- Challenge
Scan the data below for the string "components". Copy every line where it appears.

- Supplied data
========================

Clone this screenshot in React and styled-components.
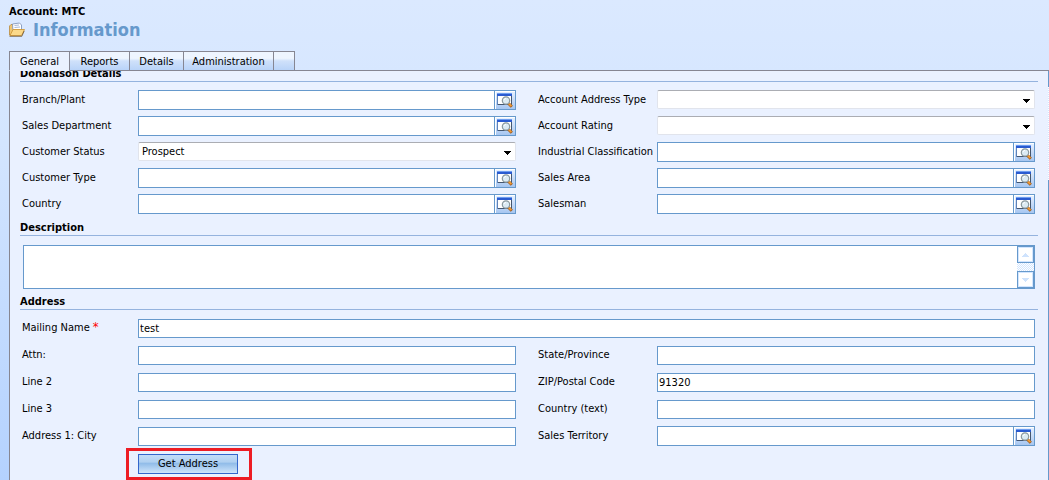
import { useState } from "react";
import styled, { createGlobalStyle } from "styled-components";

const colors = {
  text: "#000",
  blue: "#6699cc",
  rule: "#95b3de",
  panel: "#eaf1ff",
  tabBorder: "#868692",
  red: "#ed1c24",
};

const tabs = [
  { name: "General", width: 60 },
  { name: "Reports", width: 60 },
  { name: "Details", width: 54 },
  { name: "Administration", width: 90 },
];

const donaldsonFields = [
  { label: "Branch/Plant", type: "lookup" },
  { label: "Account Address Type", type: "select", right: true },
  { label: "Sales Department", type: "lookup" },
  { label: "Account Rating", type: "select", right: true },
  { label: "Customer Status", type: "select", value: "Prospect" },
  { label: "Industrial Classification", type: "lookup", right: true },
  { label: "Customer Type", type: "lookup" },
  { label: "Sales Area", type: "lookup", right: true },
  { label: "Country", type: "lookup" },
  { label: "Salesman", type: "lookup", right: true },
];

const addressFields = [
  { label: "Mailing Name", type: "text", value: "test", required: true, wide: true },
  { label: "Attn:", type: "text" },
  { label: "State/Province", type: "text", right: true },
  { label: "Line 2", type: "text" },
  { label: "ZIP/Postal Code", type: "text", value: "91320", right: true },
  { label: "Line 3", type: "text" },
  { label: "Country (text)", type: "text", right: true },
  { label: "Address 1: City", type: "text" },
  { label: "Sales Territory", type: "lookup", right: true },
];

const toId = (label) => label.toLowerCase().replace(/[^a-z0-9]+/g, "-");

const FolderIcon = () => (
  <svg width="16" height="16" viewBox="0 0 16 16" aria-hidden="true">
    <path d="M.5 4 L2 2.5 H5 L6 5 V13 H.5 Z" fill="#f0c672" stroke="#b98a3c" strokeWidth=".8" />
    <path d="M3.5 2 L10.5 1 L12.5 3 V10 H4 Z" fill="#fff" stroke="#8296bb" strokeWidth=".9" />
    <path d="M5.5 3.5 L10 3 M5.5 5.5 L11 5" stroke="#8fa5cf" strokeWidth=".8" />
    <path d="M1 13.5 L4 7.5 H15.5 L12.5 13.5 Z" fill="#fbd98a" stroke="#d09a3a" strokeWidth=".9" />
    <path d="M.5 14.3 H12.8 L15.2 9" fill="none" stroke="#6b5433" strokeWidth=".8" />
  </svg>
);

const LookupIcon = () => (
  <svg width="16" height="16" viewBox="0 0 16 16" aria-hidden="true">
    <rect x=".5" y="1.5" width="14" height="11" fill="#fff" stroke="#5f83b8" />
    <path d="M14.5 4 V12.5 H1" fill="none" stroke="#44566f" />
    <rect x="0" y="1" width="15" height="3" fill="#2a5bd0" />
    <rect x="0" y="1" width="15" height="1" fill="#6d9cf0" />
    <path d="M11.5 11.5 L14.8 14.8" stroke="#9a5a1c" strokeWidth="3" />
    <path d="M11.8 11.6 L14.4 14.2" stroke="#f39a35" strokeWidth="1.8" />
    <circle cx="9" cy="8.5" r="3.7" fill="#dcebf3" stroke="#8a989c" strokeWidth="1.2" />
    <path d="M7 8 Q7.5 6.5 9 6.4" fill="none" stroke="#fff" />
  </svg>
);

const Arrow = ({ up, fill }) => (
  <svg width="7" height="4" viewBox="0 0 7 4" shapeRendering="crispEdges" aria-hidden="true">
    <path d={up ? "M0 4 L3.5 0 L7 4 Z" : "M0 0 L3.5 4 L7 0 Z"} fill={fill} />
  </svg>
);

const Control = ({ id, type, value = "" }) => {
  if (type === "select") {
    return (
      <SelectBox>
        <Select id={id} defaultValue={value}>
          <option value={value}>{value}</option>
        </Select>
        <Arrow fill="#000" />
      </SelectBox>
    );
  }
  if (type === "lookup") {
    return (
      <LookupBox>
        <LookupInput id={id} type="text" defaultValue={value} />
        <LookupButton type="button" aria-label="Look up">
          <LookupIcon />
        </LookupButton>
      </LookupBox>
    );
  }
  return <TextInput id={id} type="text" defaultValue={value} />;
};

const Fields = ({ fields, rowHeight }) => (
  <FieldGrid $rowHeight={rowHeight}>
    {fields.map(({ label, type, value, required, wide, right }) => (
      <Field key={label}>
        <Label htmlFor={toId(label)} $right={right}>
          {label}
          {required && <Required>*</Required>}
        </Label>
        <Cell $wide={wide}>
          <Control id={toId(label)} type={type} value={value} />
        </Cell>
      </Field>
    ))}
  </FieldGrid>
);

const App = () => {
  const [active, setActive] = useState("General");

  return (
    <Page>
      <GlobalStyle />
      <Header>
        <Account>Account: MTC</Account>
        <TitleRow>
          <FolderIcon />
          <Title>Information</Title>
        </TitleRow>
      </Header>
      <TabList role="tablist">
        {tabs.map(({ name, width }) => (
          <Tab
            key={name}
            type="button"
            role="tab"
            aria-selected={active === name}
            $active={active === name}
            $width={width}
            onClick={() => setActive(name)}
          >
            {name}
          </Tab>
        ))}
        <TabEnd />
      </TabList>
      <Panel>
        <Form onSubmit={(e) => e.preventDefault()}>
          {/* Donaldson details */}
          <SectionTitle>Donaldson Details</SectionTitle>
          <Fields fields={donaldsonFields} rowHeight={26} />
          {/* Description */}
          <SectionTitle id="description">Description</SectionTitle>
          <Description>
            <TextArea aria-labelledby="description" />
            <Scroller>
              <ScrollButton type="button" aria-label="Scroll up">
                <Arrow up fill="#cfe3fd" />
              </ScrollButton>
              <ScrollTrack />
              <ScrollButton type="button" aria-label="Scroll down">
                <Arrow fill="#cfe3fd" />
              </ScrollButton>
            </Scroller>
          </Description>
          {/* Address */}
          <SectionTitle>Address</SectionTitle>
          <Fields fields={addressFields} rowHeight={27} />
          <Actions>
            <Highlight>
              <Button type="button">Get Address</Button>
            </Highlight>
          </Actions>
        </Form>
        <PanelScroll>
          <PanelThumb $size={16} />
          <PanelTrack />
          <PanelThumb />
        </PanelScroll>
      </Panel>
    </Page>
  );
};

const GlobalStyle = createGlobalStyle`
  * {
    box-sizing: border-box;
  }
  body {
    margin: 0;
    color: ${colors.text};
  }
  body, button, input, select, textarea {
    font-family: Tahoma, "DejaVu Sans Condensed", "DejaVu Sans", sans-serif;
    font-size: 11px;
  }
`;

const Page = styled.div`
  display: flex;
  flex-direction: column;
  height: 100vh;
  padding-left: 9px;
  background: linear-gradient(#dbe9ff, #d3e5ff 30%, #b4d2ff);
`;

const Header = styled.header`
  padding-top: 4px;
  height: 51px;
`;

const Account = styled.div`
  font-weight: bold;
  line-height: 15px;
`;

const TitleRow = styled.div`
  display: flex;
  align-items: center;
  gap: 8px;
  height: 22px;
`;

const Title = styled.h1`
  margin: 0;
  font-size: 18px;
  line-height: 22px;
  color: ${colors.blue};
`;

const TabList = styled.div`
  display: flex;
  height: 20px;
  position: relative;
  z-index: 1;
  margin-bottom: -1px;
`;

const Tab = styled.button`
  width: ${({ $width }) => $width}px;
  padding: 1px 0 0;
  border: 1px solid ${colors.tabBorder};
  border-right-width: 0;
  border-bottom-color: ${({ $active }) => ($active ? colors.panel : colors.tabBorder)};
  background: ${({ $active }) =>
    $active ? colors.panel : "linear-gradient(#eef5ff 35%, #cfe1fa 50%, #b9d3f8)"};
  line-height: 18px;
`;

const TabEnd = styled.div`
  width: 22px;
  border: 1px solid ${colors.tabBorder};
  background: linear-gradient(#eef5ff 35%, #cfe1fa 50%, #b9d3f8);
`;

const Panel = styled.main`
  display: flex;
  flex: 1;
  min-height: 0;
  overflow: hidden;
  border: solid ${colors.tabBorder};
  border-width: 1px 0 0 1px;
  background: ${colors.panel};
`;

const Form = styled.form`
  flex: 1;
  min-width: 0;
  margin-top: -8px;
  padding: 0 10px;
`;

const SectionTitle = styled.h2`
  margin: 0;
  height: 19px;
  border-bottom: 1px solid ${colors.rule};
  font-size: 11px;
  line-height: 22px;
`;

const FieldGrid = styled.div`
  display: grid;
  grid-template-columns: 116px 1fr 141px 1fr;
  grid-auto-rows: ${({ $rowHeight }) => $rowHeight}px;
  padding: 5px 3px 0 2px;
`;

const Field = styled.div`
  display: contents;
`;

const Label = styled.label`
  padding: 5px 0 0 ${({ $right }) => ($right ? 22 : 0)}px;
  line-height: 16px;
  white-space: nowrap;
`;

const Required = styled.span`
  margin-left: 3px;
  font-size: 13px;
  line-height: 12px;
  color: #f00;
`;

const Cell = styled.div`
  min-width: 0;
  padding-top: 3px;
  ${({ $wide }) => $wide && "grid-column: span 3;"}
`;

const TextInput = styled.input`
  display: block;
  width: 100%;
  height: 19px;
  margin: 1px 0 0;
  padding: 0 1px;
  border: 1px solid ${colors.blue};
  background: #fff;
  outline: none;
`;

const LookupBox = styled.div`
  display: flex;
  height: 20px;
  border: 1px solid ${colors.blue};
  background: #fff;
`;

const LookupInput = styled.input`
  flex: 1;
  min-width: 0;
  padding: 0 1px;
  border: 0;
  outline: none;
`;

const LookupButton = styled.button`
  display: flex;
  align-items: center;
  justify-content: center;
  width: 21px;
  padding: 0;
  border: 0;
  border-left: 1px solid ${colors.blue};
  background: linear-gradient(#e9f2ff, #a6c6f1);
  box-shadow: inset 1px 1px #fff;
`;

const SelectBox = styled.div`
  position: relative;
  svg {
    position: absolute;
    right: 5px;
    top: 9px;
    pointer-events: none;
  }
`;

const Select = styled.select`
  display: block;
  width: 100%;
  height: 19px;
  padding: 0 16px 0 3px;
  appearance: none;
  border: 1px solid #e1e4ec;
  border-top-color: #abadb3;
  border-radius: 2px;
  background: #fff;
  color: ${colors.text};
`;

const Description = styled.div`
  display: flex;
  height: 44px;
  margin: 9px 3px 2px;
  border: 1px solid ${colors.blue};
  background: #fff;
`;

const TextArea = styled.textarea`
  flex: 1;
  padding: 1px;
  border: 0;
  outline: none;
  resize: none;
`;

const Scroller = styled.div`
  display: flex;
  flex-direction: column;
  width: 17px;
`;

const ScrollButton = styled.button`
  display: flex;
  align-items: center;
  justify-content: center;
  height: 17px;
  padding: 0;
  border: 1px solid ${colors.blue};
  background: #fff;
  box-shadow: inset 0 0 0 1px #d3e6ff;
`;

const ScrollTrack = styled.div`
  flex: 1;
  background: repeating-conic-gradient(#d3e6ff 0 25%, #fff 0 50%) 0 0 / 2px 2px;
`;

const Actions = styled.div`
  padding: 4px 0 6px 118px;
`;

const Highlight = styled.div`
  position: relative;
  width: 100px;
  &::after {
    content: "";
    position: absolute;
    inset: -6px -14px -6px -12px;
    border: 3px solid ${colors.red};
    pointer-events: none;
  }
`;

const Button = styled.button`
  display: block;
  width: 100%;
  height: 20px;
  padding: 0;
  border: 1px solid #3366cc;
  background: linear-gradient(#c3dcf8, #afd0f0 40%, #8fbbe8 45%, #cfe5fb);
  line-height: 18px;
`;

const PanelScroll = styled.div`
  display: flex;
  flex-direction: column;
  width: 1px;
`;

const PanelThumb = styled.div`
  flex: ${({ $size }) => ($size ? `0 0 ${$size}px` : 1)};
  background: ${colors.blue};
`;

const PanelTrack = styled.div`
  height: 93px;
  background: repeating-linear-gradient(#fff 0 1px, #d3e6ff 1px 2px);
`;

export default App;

========================

- Solution to this task
Clone this screenshot in React and styled-components.
import styled, { createGlobalStyle } from "styled-components";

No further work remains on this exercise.